Despite the length of time she has been staying in America, and how she appears very American, Seunghye understands a lot about her roots and the Korean culture. I met her at the main library for interview, and appearing relatively tall, healthy, as well as cheerful and with a sunny and optimistic view and disposition, I did not think she would be affected by the oppressive standards of media, nor would she feel bad about her body. I was wrong. When asked how she feels about her body, Seunghye replies, “I feel like I need to lose a little bit of weight because since I entered college, I gained some weight.
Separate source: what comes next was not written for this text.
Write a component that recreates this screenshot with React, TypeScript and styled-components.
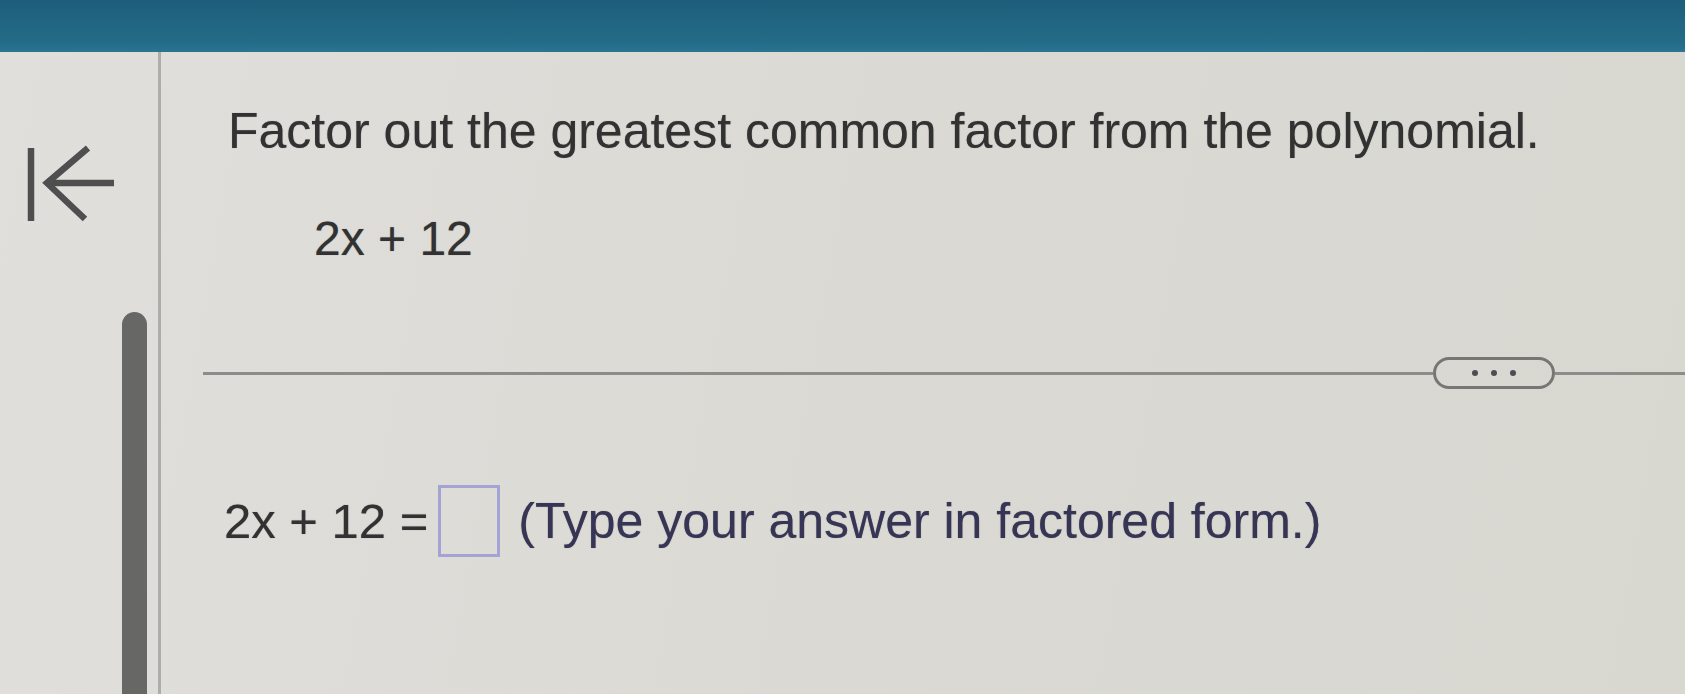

People say that I am pretty tall, and I look healthy. ” She confesses to feeling more conscious of her body when she turns to fashion magazines like Cosmopolitan, and admits wanting to hit the gym more often when she looks at images of beautiful and skinny girls on the magazine. But since she’s entered college, she’s had fewer times in which she needed to look at magazines anymore. Like probably most adolescents and women of her age, Seunghye feels that she needs to lose weight, even when peeople tell her that she has a relatively normal and healthy body.
Her idea of happiness, where her physical features, and wher body is concerned, is “losing a few pounds” and “having a toned body. ” But unlike others, she believes in exercise, work-outs, and hitting the gym, as a healthier means of losing weight, as opposed to starving oneself to death by not eating. When asked ultimately, if women today feel pressured, and if she feel pressured regarding her body image, Seunghye relates, “Yes, yes it affects me. I’m pressured to not look fat. ” Despite such statement, she admits, “I do not want to be too skinny, but I want to be fit and toned. It would be nice to have a body like Angelina Jolie.
” It is clear from Seunghye’s response, and by the way the rest of adolescent women across America choose to dress, or behave, and regard themselves, that body issues and image affects all involved. Mass media unfortunately exploits this particular weakness which most, if not, all of us are prone to falling trap into. Women are torn in the “double bind,” between standards set by society which dictates we should be “sexy” and “feminine” by wearing the type of clothes designers choose to put on models and celebrities, and in conventional standards which asks that we should also appear “chaste” and “virginal.
” How we should regard and relate to our body should not be affected by the crassness of images and ideas being peddled by media. There exists a struggle and a need to break free from these standards, stereotypes, and maybe even cliches, regarding our body images. We need to create our own standards and not let media, society, or any system force feed ideologies regarding how we should act and who we are to become: for our sake, and for the benefit of all involved.